Web page code records:
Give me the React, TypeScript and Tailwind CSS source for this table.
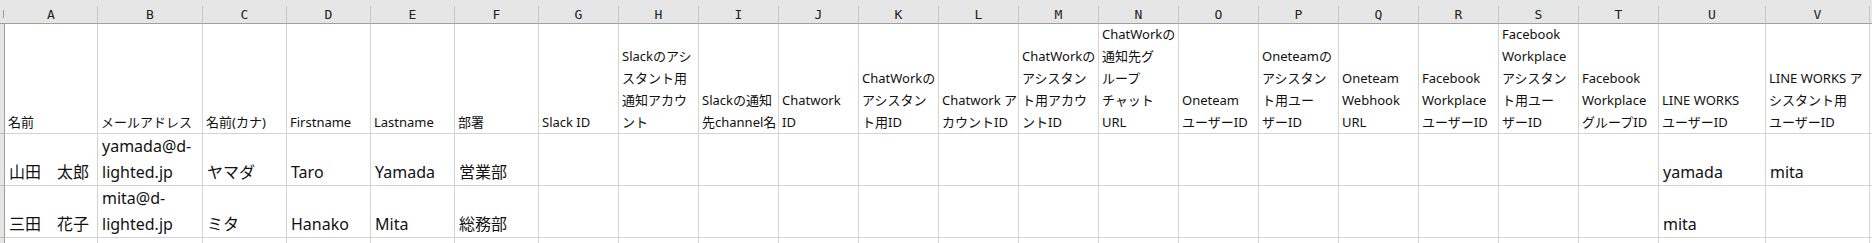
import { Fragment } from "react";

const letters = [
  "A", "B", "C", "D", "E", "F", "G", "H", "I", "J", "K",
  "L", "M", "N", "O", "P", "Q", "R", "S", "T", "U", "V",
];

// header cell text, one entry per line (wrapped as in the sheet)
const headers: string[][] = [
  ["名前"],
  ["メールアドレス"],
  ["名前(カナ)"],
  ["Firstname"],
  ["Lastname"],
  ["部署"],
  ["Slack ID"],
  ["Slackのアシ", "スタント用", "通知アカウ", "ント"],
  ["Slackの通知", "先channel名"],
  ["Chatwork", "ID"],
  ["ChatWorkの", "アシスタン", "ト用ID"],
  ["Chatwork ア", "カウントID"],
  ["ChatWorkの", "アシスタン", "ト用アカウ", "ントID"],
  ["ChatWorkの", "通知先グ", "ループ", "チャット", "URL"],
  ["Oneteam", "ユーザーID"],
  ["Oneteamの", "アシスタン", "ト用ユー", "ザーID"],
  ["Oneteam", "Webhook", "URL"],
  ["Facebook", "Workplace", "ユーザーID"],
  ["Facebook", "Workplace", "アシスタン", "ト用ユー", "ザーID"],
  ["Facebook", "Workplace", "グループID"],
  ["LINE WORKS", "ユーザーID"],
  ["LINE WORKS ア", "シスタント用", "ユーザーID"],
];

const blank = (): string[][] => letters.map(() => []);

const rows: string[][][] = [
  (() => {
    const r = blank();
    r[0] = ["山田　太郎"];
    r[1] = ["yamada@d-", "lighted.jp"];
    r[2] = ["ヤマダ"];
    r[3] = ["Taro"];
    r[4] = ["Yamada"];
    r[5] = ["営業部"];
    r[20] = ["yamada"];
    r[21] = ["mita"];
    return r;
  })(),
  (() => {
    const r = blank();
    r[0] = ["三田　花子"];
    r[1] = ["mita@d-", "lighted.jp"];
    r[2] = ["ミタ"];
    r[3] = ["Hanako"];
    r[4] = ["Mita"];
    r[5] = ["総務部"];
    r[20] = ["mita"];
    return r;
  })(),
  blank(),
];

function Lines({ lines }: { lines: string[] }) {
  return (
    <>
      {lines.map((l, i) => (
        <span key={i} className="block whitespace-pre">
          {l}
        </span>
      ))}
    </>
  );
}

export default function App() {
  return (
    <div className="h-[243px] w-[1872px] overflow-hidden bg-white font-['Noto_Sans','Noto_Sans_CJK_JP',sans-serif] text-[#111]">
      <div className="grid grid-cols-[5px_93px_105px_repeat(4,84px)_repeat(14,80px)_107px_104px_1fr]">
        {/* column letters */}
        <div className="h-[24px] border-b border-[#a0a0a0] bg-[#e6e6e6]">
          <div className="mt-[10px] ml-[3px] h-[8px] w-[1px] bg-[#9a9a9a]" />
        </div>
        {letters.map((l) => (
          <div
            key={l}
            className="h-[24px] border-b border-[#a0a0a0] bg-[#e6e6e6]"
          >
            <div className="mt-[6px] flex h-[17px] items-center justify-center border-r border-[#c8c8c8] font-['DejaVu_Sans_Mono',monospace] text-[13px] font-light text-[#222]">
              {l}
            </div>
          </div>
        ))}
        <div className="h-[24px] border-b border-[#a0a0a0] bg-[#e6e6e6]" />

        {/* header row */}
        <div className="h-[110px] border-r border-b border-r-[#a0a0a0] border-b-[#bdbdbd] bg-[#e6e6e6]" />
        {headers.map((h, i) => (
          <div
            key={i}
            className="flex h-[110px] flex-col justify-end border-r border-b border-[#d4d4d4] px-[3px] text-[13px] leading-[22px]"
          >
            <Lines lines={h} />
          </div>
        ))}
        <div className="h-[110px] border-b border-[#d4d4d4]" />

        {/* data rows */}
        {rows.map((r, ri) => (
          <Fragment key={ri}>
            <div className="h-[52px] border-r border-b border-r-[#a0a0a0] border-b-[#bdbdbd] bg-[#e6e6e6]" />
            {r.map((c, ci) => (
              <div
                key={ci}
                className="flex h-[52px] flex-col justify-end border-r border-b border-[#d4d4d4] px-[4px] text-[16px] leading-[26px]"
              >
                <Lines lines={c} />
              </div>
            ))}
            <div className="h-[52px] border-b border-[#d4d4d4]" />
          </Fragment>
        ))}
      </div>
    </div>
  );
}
---
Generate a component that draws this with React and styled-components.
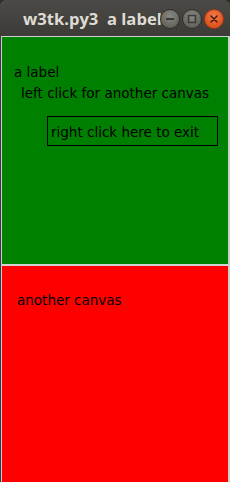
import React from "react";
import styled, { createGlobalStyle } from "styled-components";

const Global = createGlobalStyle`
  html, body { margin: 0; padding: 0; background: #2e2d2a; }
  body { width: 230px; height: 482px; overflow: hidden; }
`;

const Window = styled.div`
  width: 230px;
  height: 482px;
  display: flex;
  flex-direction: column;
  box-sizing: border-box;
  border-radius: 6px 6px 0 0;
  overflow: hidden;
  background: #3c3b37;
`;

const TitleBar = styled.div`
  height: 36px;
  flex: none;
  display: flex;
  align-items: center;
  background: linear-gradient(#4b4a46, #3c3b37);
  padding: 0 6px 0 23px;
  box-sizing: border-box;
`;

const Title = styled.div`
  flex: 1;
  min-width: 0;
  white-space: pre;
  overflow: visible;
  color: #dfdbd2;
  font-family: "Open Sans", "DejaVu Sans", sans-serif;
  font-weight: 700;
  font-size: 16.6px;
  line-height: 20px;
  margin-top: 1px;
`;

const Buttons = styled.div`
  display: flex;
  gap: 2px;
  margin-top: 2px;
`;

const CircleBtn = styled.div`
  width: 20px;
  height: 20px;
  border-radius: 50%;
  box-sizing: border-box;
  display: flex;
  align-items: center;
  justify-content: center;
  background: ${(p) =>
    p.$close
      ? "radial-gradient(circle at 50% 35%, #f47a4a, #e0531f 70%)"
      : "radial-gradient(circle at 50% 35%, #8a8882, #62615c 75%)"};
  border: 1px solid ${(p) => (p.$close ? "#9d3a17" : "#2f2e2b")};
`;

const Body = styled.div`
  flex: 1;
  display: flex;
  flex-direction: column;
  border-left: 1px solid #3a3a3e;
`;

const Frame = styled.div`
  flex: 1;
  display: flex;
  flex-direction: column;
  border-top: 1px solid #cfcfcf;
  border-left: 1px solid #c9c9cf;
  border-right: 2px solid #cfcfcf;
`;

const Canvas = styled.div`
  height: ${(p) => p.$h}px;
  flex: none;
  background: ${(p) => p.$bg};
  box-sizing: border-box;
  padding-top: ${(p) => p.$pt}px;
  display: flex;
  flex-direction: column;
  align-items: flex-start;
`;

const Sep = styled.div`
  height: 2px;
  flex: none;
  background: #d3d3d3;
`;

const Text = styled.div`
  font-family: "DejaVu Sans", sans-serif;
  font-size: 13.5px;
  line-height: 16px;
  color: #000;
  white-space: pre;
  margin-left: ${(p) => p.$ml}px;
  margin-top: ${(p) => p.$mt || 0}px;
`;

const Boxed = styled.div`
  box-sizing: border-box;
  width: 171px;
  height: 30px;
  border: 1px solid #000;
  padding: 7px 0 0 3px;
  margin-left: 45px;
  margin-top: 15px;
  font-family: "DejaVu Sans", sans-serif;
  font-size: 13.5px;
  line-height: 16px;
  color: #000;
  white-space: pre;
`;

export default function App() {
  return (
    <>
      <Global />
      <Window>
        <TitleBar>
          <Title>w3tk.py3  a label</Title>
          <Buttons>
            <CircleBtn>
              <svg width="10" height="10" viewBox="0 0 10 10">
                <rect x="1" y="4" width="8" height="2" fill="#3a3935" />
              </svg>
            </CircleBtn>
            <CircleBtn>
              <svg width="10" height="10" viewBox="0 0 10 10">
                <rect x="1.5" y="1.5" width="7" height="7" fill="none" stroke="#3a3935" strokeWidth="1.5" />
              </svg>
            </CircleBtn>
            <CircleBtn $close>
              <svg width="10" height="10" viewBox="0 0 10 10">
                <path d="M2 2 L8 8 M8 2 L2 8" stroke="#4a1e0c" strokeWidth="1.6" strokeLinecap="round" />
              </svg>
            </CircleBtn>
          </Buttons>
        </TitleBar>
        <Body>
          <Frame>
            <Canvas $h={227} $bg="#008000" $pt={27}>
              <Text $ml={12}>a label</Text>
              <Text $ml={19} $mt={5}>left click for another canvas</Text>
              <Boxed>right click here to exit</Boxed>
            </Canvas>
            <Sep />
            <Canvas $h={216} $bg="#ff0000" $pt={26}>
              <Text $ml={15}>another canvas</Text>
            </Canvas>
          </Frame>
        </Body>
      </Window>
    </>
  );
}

**TASK OBJECTIVE**
From the entries above, copy exactly the lines starting at the one with "Give me the" and stopping at the one with "const blank = (): string[][]", keeping both ends. Drop the pictures.

**SOLVED PROBLEM**
Give me the React, TypeScript and Tailwind CSS source for this table.
import { Fragment } from "react";

const letters = [
  "A", "B", "C", "D", "E", "F", "G", "H", "I", "J", "K",
  "L", "M", "N", "O", "P", "Q", "R", "S", "T", "U", "V",
];

// header cell text, one entry per line (wrapped as in the sheet)
const headers: string[][] = [
  ["名前"],
  ["メールアドレス"],
  ["名前(カナ)"],
  ["Firstname"],
  ["Lastname"],
  ["部署"],
  ["Slack ID"],
  ["Slackのアシ", "スタント用", "通知アカウ", "ント"],
  ["Slackの通知", "先channel名"],
  ["Chatwork", "ID"],
  ["ChatWorkの", "アシスタン", "ト用ID"],
  ["Chatwork ア", "カウントID"],
  ["ChatWorkの", "アシスタン", "ト用アカウ", "ントID"],
  ["ChatWorkの", "通知先グ", "ループ", "チャット", "URL"],
  ["Oneteam", "ユーザーID"],
  ["Oneteamの", "アシスタン", "ト用ユー", "ザーID"],
  ["Oneteam", "Webhook", "URL"],
  ["Facebook", "Workplace", "ユーザーID"],
  ["Facebook", "Workplace", "アシスタン", "ト用ユー", "ザーID"],
  ["Facebook", "Workplace", "グループID"],
  ["LINE WORKS", "ユーザーID"],
  ["LINE WORKS ア", "シスタント用", "ユーザーID"],
];

const blank = (): string[][] => letters.map(() => []);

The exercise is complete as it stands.